Robert J. Swanson Memorial Lecture: Gregg Pasquarelli (SHoP Architects)
Gregg Pasquarelli co-founded the architectural firm SHoP Architects with Christopher Sharples, Coren Sharples, Kimberly Holden, and William Sharples in 1997 and has lectured, exhibited, and been published internationally. He is an Adjunct Associate Professor of Architecture at Columbia GSAPP. Pasquarelli received a Bachelor of Science from the School of Business at Villanova University and a Master of Architecture from Columbia GSAPP.
SHoP's work includes the Barclays Center at Atlantic Yards in Brooklyn; a two-mile esplanade and park along the East River Waterfront in New York; the Innovation Hub government complex in Botswana; the South Street Seaport redevelopment in New York; a new major league soccer stadium in New York; and projects for Google in Mountain View, California.
Pasquarelli has taught at Yale, Columbia, the University of Virginia, and the University of Florida. He has lectured globally and his work has been reviewed and published in periodicals such as Architect, Architectural Record, the New Yorker, Wallpaper, Metropolis, Wired, Fast Company, Surface, Dwell, A+U, and The New York Times, among others.

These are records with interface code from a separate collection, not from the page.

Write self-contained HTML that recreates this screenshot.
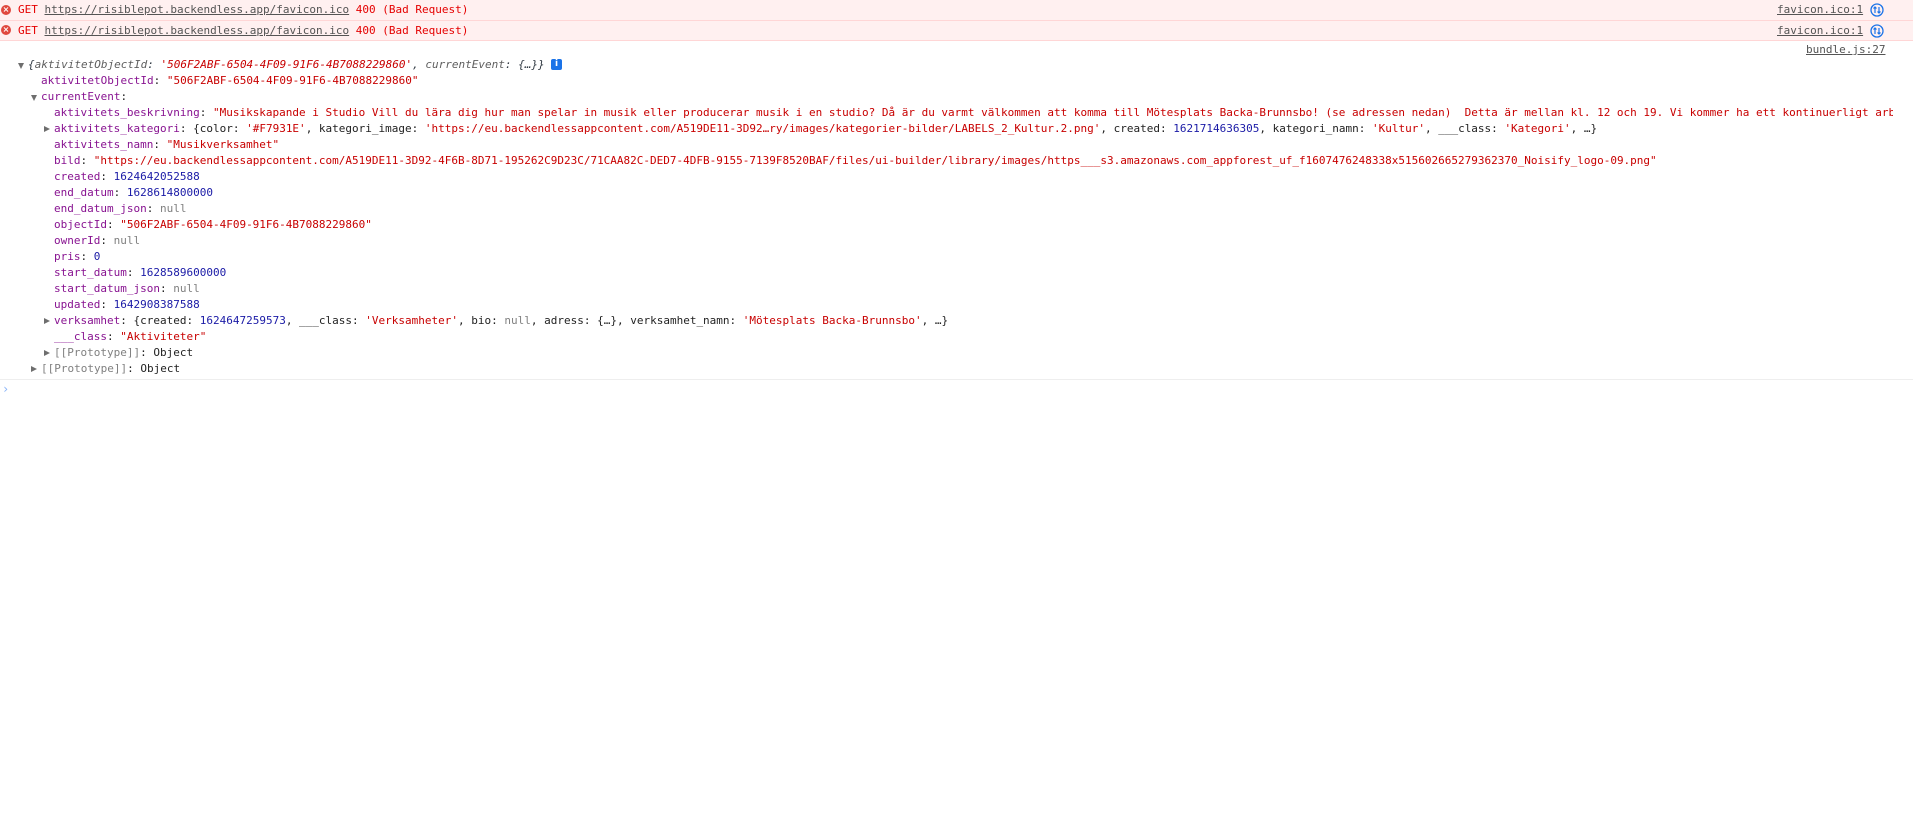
<!DOCTYPE html>
<html><head><meta charset="utf-8"><style>
html,body{margin:0;padding:0;background:#fff;width:1913px;height:823px;overflow:hidden}
body{font-family:"DejaVu Sans Mono","Liberation Mono",monospace;font-size:11px;color:#222}
.r{position:absolute;left:0;white-space:pre;line-height:16px;height:16px}
.err{position:absolute;left:0;width:1913px;height:20px;background:#fff0f0;border-bottom:1px solid #ffd6d6;color:#e50000;line-height:20px;white-space:pre}
.err .t{position:absolute;left:18px}
.u{text-decoration:underline;color:#545454}
.src{position:absolute;color:#545454;text-decoration:underline}
.ic{position:absolute;left:1px;top:5px;width:10px;height:10px;border-radius:50%;background:#e0483e;color:#fff;font-size:8px;line-height:10px;text-align:center;font-family:"DejaVu Sans",sans-serif;font-weight:bold}
.k{color:#881391}
.s{color:#c80000}
.n{color:#1a1aa6}
.nl{color:#808080}
.g{color:#303942}
.tri{position:absolute;width:0;height:0}
.dn{border-left:3.5px solid transparent;border-right:3.5px solid transparent;border-top:6px solid #6e6e6e}
.rt{border-top:3.5px solid transparent;border-bottom:3.5px solid transparent;border-left:6px solid #6e6e6e}
</style></head><body>
<div class="err" style="top:0"><span class="ic">×</span><span class="t">GET <span class="u">https://risiblepot.backendless.app/favicon.ico</span> 400 (Bad Request)</span><span class="src" style="left:1777px;top:0;line-height:20px">favicon.ico:1</span><svg style="position:absolute;left:1870px;top:3px" width="14" height="14" viewBox="0 0 14 14"><circle cx="7" cy="7" r="6" fill="none" stroke="#1a73e8" stroke-width="1.3"/><path d="M5 10V4M3.5 5.5L5 4l1.5 1.5M9 4v6M7.5 8.5L9 10l1.5-1.5" fill="none" stroke="#1a73e8" stroke-width="1.2"/></svg></div>
<div class="err" style="top:21px;height:19px;line-height:19px"><span class="ic" style="top:4px">×</span><span class="t">GET <span class="u">https://risiblepot.backendless.app/favicon.ico</span> 400 (Bad Request)</span><span class="src" style="left:1777px;top:0;line-height:19px">favicon.ico:1</span><svg style="position:absolute;left:1870px;top:3px" width="14" height="14" viewBox="0 0 14 14"><circle cx="7" cy="7" r="6" fill="none" stroke="#1a73e8" stroke-width="1.3"/><path d="M5 10V4M3.5 5.5L5 4l1.5 1.5M9 4v6M7.5 8.5L9 10l1.5-1.5" fill="none" stroke="#1a73e8" stroke-width="1.2"/></svg></div>
<span class="src" style="left:1806px;top:42px;line-height:16px">bundle.js:27</span>

<div class="tri dn" style="left:18px;top:63px"></div>
<div class="r" style="top:57px;left:28px;font-style:italic"><span class="g">{</span><span style="color:#5e5e5e">aktivitetObjectId</span><span class="g">: </span><span class="s">'506F2ABF-6504-4F09-91F6-4B7088229860'</span><span class="g">, </span><span style="color:#5e5e5e">currentEvent</span><span class="g">: {…}}</span></div>
<div style="position:absolute;left:551px;top:59px;width:11px;height:11px;background:#1a73e8;border-radius:2px;color:#fff;font:bold 9px/11px 'DejaVu Sans',sans-serif;text-align:center">i</div>
<div class="r" style="top:73px;left:41px"><span class="k">aktivitetObjectId</span>: <span class="s">"506F2ABF-6504-4F09-91F6-4B7088229860"</span></div>
<div class="tri dn" style="left:31px;top:95px"></div>
<div class="r" style="top:89px;left:41px"><span class="k">currentEvent</span>:</div>
<div class="r" style="top:105px;left:54px;width:1839px;overflow:hidden"><span class="k">aktivitets_beskrivning</span>: <span class="s">"Musikskapande i Studio Vill du lära dig hur man spelar in musik eller producerar musik i en studio? Då är du varmt välkommen att komma till Mötesplats Backa-Brunnsbo! (se adressen nedan)  Detta är mellan kl. 12 och 19. Vi kommer ha ett kontinuerligt arbete med</span></div>
<div class="tri rt" style="left:44px;top:126px"></div>
<div class="r" style="top:121px;left:54px"><span class="k">aktivitets_kategori</span>: {color: <span class="s">'#F7931E'</span>, kategori_image: <span class="s">'https://eu.backendlessappcontent.com/A519DE11-3D92…ry/images/kategorier-bilder/LABELS_2_Kultur.2.png'</span>, created: <span class="n">1621714636305</span>, kategori_namn: <span class="s">'Kultur'</span>, ___class: <span class="s">'Kategori'</span>, …}</div>
<div class="r" style="top:137px;left:54px"><span class="k">aktivitets_namn</span>: <span class="s">"Musikverksamhet"</span></div>
<div class="r" style="top:153px;left:54px"><span class="k">bild</span>: <span class="s">"https://eu.backendlessappcontent.com/A519DE11-3D92-4F6B-8D71-195262C9D23C/71CAA82C-DED7-4DFB-9155-7139F8520BAF/files/ui-builder/library/images/https___s3.amazonaws.com_appforest_uf_f1607476248338x515602665279362370_Noisify_logo-09.png"</span></div>
<div class="r" style="top:169px;left:54px"><span class="k">created</span>: <span class="n">1624642052588</span></div>
<div class="r" style="top:185px;left:54px"><span class="k">end_datum</span>: <span class="n">1628614800000</span></div>
<div class="r" style="top:201px;left:54px"><span class="k">end_datum_json</span>: <span class="nl">null</span></div>
<div class="r" style="top:217px;left:54px"><span class="k">objectId</span>: <span class="s">"506F2ABF-6504-4F09-91F6-4B7088229860"</span></div>
<div class="r" style="top:233px;left:54px"><span class="k">ownerId</span>: <span class="nl">null</span></div>
<div class="r" style="top:249px;left:54px"><span class="k">pris</span>: <span class="n">0</span></div>
<div class="r" style="top:265px;left:54px"><span class="k">start_datum</span>: <span class="n">1628589600000</span></div>
<div class="r" style="top:281px;left:54px"><span class="k">start_datum_json</span>: <span class="nl">null</span></div>
<div class="r" style="top:297px;left:54px"><span class="k">updated</span>: <span class="n">1642908387588</span></div>
<div class="tri rt" style="left:44px;top:318px"></div>
<div class="r" style="top:313px;left:54px"><span class="k">verksamhet</span>: {created: <span class="n">1624647259573</span>, ___class: <span class="s">'Verksamheter'</span>, bio: <span class="nl">null</span>, adress: {…}, verksamhet_namn: <span class="s">'Mötesplats Backa-Brunnsbo'</span>, …}</div>
<div class="r" style="top:329px;left:54px"><span class="k">___class</span>: <span class="s">"Aktiviteter"</span></div>
<div class="tri rt" style="left:44px;top:350px"></div>
<div class="r" style="top:345px;left:54px"><span class="nl">[[Prototype]]</span>: Object</div>
<div class="tri rt" style="left:31px;top:366px"></div>
<div class="r" style="top:361px;left:41px"><span class="nl">[[Prototype]]</span>: Object</div>
<div style="position:absolute;left:0;top:379px;width:1913px;border-top:1px solid #eee"></div>
<div class="r" style="top:381px;left:2px;color:#8ab4f8;font-size:12px">›</div>
</body></html>
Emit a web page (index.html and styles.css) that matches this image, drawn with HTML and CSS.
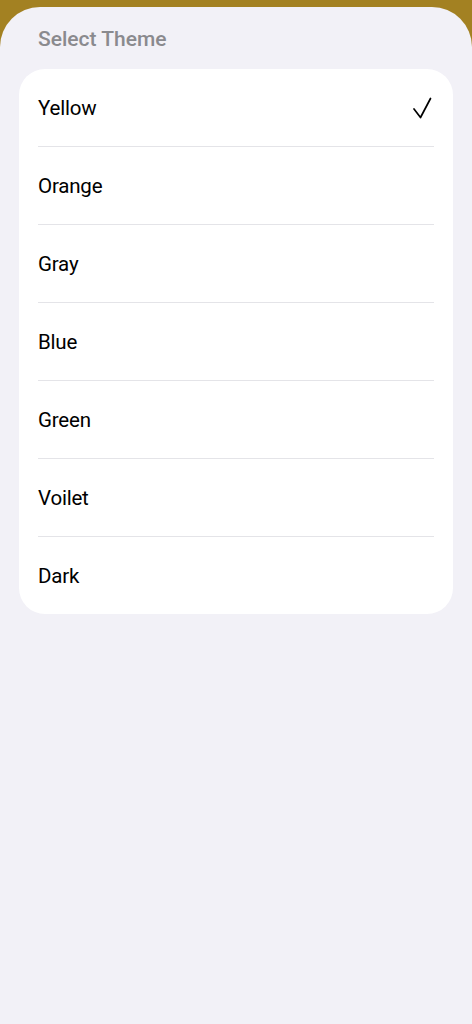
FILE: index.html
```html
<!DOCTYPE html>
<html lang="en">
<head>
    <meta charset="UTF-8">
    <meta name="viewport" content="width=device-width, initial-scale=1.0">
    <title>Select Theme</title>
    <link rel="stylesheet" href="styles.css">
</head>
<body>
    <div class="sheet">
        <h2 class="sheet-title">Select Theme</h2>
        <div class="theme-list">
            <div class="theme-row">
                <span>Yellow</span>
                <svg class="check" width="20" height="22" viewBox="0 0 20 22">
                    <path d="M2 12 L8.5 20.5 L18.5 1.5" fill="none" stroke="#000" stroke-width="1.7" stroke-linecap="round" stroke-linejoin="round"/>
                </svg>
            </div>
            <div class="theme-row"><span>Orange</span></div>
            <div class="theme-row"><span>Gray</span></div>
            <div class="theme-row"><span>Blue</span></div>
            <div class="theme-row"><span>Green</span></div>
            <div class="theme-row"><span>Voilet</span></div>
            <div class="theme-row"><span>Dark</span></div>
        </div>
    </div>
</body>
</html>
```

FILE: styles.css
```css
    body{
        margin: 0;
        background-color: #a38122;
        font-family: Roboto, "Liberation Sans", sans-serif;
        height: 1024px;
        overflow: hidden;
    }
    .sheet{
        margin-top: 7px;
        height: 1017px;
        background-color: #f2f1f7;
        border-radius: 40px 40px 0 0;
        padding: 0 19px;
        box-sizing: border-box;
    }
    .sheet-title{
        margin: 0;
        padding: 19px 0 0 19px;
        height: 43px;
        font-size: 21px;
        font-weight: 500;
        color: #8a8a8e;
        line-height: 26px;
    }
    .theme-list{
        background-color: #fff;
        border-radius: 26px;
        padding: 0 19px;
    }
    .theme-row{
        height: 77px;
        display: flex;
        align-items: center;
        justify-content: space-between;
        font-size: 20.5px;
        letter-spacing: -0.2px;
        color: #000;
        border-bottom: 1px solid #e4e4e8;
    }
    .theme-row:last-child{
        border-bottom: none;
    }
    .check{
        margin-right: 2px;
    }
```
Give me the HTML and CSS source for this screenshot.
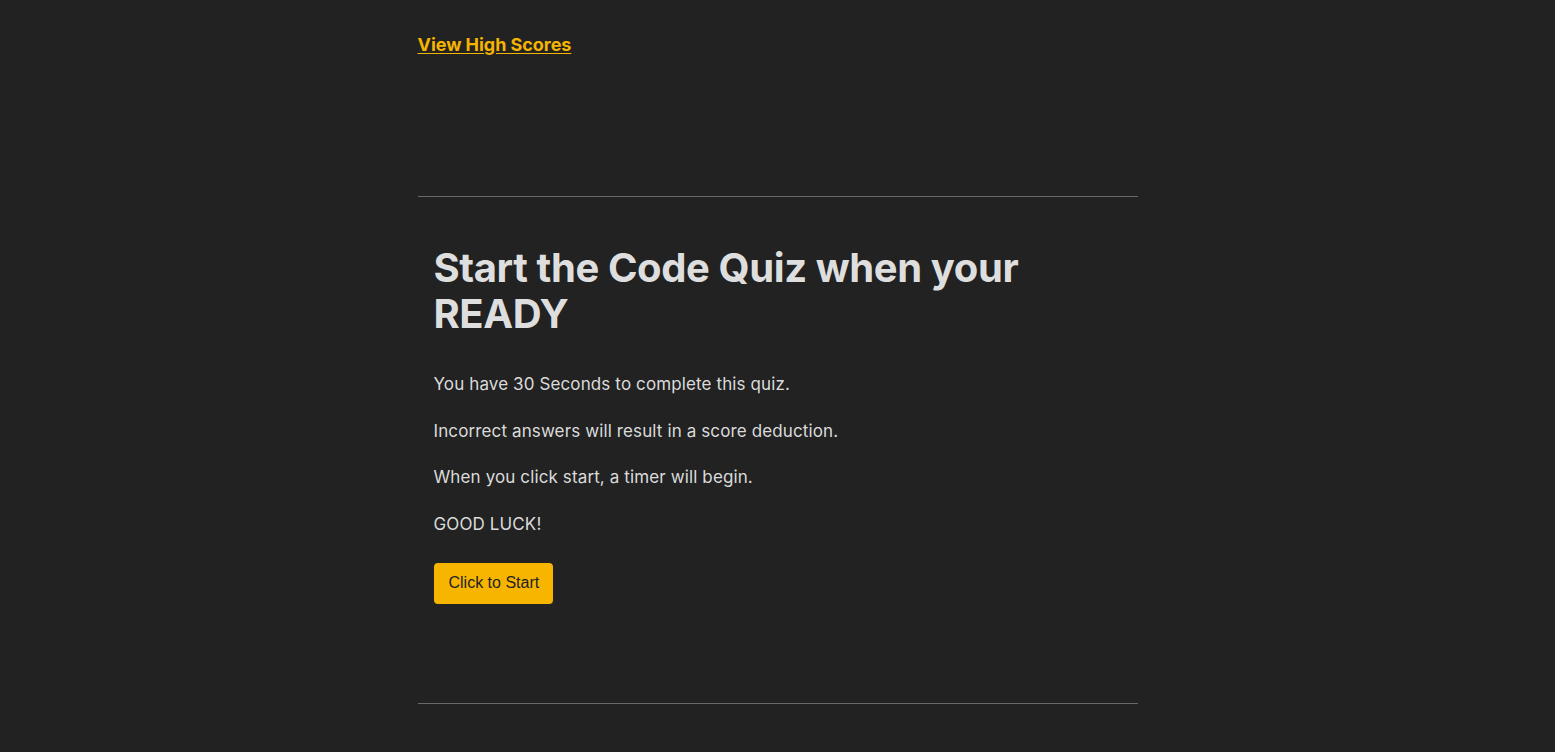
FILE: index.html
```html
<!DOCTYPE html>
<html lang="en">
<head>
<meta charset="utf-8">
<title>Code Quiz</title>
<link rel="stylesheet" href="styles.css">
</head>
<body>
<div class="page">
  <header class="top">
    <a class="scores" href="#">View High Scores</a>
  </header>
  <hr class="rule rule-top">
  <section class="intro">
    <h1 class="title">Start the Code Quiz when your READY</h1>
    <p class="line line-first">You have 30 Seconds to complete this quiz.</p>
    <p class="line">Incorrect answers will result in a score deduction.</p>
    <p class="line">When you click start, a timer will begin.</p>
    <p class="line">GOOD LUCK!</p>
    <button class="start" type="button">Click to Start</button>
  </section>
  <hr class="rule rule-bottom">
</div>
</body>
</html>
```
FILE: styles.css
```css
html, body {
  margin: 0;
  padding: 0;
  background: #222222;
}
body {
  font-family: Inter, "Noto Sans", sans-serif;
  color: #dbdbdb;
}
.page {
  width: 720px;
  margin: 0 auto;
}
.top {
  padding-top: 33px;
  height: 23px;
}
.scores {
  font-size: 18px;
  line-height: 24px;
  font-weight: 700;
  letter-spacing: -0.05px;
  color: #f5b400;
  text-decoration: underline;
  text-underline-offset: 2px;
}
.rule {
  border: 0;
  border-top: 1px solid #6a6a6a;
  margin: 0;
}
.rule-top {
  margin-top: 140px;
}
.intro {
  padding: 0 16px;
}
.title {
  margin: 48px 0 0;
  font-size: 40px;
  line-height: 46px;
  font-weight: 700;
  letter-spacing: -0.4px;
  color: #dedede;
  width: 620px;
}
.line {
  margin: 18.5px 0 0;
  font-size: 17px;
  line-height: 28px;
  letter-spacing: 0.12px;
}
.line-first {
  margin-top: 33px;
}
.start {
  display: block;
  margin-top: 25px;
  margin-bottom: 99px;
  height: 41px;
  padding: 0 14px 0 15px;
  border: 0;
  border-radius: 4px;
  background: #f7b500;
  color: #222222;
  font-family: "Liberation Sans", Arial, sans-serif;
  font-size: 16px;
}
```
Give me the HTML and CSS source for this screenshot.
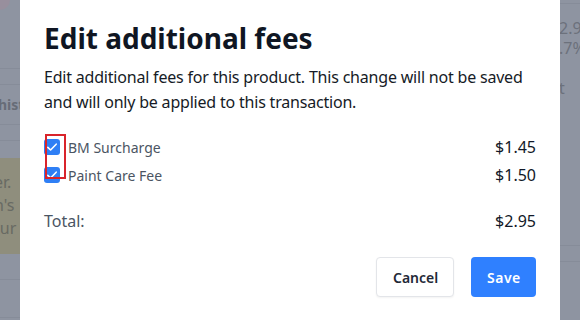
FILE: index.html
```html
<!DOCTYPE html>
<html>
<head>
<meta charset="utf-8">
<link rel="stylesheet" href="styles.css">
</head>
<body>
<div class="page">
  <div class="side side-left">
    <div class="avatar"></div>
    <div class="row r1"></div>
    <div class="row r2"></div>
    <div class="row r3"><span class="bold">hist</span></div>
    <div class="row r4"></div>
    <div class="notice">
      <div>er.</div>
      <div>n's</div>
      <div>tur</div>
    </div>
    <div class="row r5"></div>
    <div class="row r6"></div>
  </div>
  <div class="middle"></div>
  <div class="side side-right">
    <div class="rrow rr0"></div>
    <div class="rtext">2.9</div>
    <div class="rtext">.7%</div>
    <div class="rtext rt">t</div>
    <div class="rrow rr1"></div>
    <div class="rrow rr2"></div>
  </div>
</div>

<div class="modal">
  <h1 class="title">Edit additional fees</h1>
  <p class="desc">Edit additional fees for this product. This change will not be saved and will only be applied to this transaction.</p>
  <div class="fees">
    <div class="fee">
      <label class="fee-label"><span class="check"><svg viewBox="0 0 16 16" width="16" height="16"><path d="M3.8 8.4 L6.6 11 L12.2 5.2" fill="none" stroke="#fff" stroke-width="1.6" stroke-linecap="round" stroke-linejoin="round"/></svg></span>BM Surcharge</label>
      <span class="amount">$1.45</span>
    </div>
    <div class="fee">
      <label class="fee-label"><span class="check"><svg viewBox="0 0 16 16" width="16" height="16"><path d="M3.8 8.4 L6.6 11 L12.2 5.2" fill="none" stroke="#fff" stroke-width="1.6" stroke-linecap="round" stroke-linejoin="round"/></svg></span>Paint Care Fee</label>
      <span class="amount">$1.50</span>
    </div>
    <div class="highlight"></div>
  </div>
  <div class="total">
    <span class="total-label">Total:</span>
    <span class="amount">$2.95</span>
  </div>
  <div class="actions">
    <button class="btn btn-cancel">Cancel</button>
    <button class="btn btn-save">Save</button>
  </div>
</div>
</body>
</html>
```

FILE: styles.css
```css
* { box-sizing: border-box; }
html, body { margin: 0; padding: 0; }
body {
  width: 580px;
  height: 320px;
  overflow: hidden;
  background: #8e94a1;
  font-family: "Noto Sans", "Open Sans", sans-serif;
  position: relative;
}
.page {
  display: flex;
  height: 320px;
}
.side { width: 20px; overflow: hidden; position: relative; }
.middle { flex: 1; }
.side-left { display: flex; flex-direction: column; }
.avatar {
  position: absolute;
  left: -10px; top: -10px;
  width: 20px; height: 20px;
  border-radius: 50%;
  background: #988f9d;
}
.row { border-bottom: 1px solid #868c99; flex: none; }
.r1 { height: 69px; }
.r2 { height: 16px; }
.r3 { height: 40px; font-size: 14px; color: #676c77; line-height: 40px; white-space: nowrap; }
.r3 .bold { font-weight: 700; margin-left: -2px; }
.r4 { height: 16px; }
.notice {
  margin-top: 17px;
  height: 96px;
  background: #8f8e7d;
  color: #686a63;
  font-size: 16px;
  line-height: 23px;
  padding-top: 13px;
  white-space: nowrap;
  margin-left: -6px;
}
.r5 { height: 26px; }
.r6 { height: 38px; }
.side-right { display: flex; flex-direction: column; }
.rrow { border-bottom: 1px solid #868c99; flex: none; }
.rr0 { height: 4px; }
.rtext { font-size: 16px; color: #6c717c; line-height: 20px; white-space: nowrap; margin-left: -1px; }
.rtext:nth-child(2) { margin-top: 14px; }
.rt { margin-top: 20px; }
.rr1 { height: 148px; }
.rr2 { height: 16px; }

.modal {
  position: absolute;
  left: 20px;
  top: -20px;
  width: 540px;
  height: 400px;
  background: #fff;
  border-radius: 8px;
  padding: 40px 24px 24px;
  color: #111827;
}
.title {
  margin: 0;
  font-size: 28px;
  line-height: 36px;
  font-weight: 700;
  color: #0f1623;
}
.desc {
  margin: 9px 0 0;
  font-size: 16px;
  line-height: 25px;
  color: #161b26;
  letter-spacing: -0.2px;
}
.fees {
  margin-top: 21px;
  display: flex;
  flex-direction: column;
  gap: 6px;
  position: relative;
}
.fee {
  display: flex;
  justify-content: space-between;
  align-items: center;
  height: 22px;
}
.fee-label {
  display: flex;
  align-items: center;
  gap: 8px;
  font-size: 14px;
  color: #4b5563;
}
.check {
  width: 16px; height: 16px;
  border-radius: 3px;
  background: #2f7ff5;
  display: flex;
}
.amount {
  font-size: 16px;
  color: #111827;
}
.highlight {
  position: absolute;
  left: 1px; top: -2px;
  width: 21px; height: 45px;
  border: 2px solid #d9242b;
}
.total {
  margin-top: 23px;
  display: flex;
  justify-content: space-between;
  align-items: center;
  height: 24px;
}
.total-label { font-size: 16px; color: #4b5563; }
.actions {
  margin-top: 24px;
  display: flex;
  justify-content: flex-end;
  gap: 17px;
}
.btn {
  height: 40px;
  border-radius: 4px;
  font-family: inherit;
  font-size: 14px;
  font-weight: 600;
  padding: 0 16px;
  cursor: pointer;
}
.btn-cancel {
  width: 78px;
  background: #fff;
  border: 1px solid #e3e5e9;
  color: #1f2937;
  box-shadow: 0 1px 2px rgba(0,0,0,0.05);
}
.btn-save {
  width: 65px;
  background: #2f80ff;
  border: none;
  color: #fff;
  letter-spacing: 0.5px;
}
```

SHoP's work is in the permanent collection of the Museum of Modern Art, New York.
Pasquarelli serves on the Board of Directors for the Architectural League of New York and is a Young Leader’s Fellow of the National Committee on United States-China Relations.
HUDSON’S SITE DEVELOPMENT
In 2013, SHoP was selected after an invited competition to study the possibilities for using the former J.L. Hudson’s Department Store site in downtown Detroit as a catalyst for the ongoing revitalization of the city. Our clients at Rock Ventures recognized that the Hudson’s site must play a central role in their ongoing efforts to revitalize the city by returning residents, commerce, and cultural uses to the center of the city. Together with Detroit-based architects Hamilton Anderson Associates, we designed a building that offers a very broad range of uses. At its center is an enclosed community civic space that opens wide to welcome residents and visitors from surrounding streets. Around that center, retail, residential as well as food and culture will provide everyday services now lacking for the influx of residents that continue to relocate Downtown. Once complete, the building will be a powerful tool for encouraging growth and the renewal of civic pride—not only downtown but in the surrounding communities and the city and the region as a whole.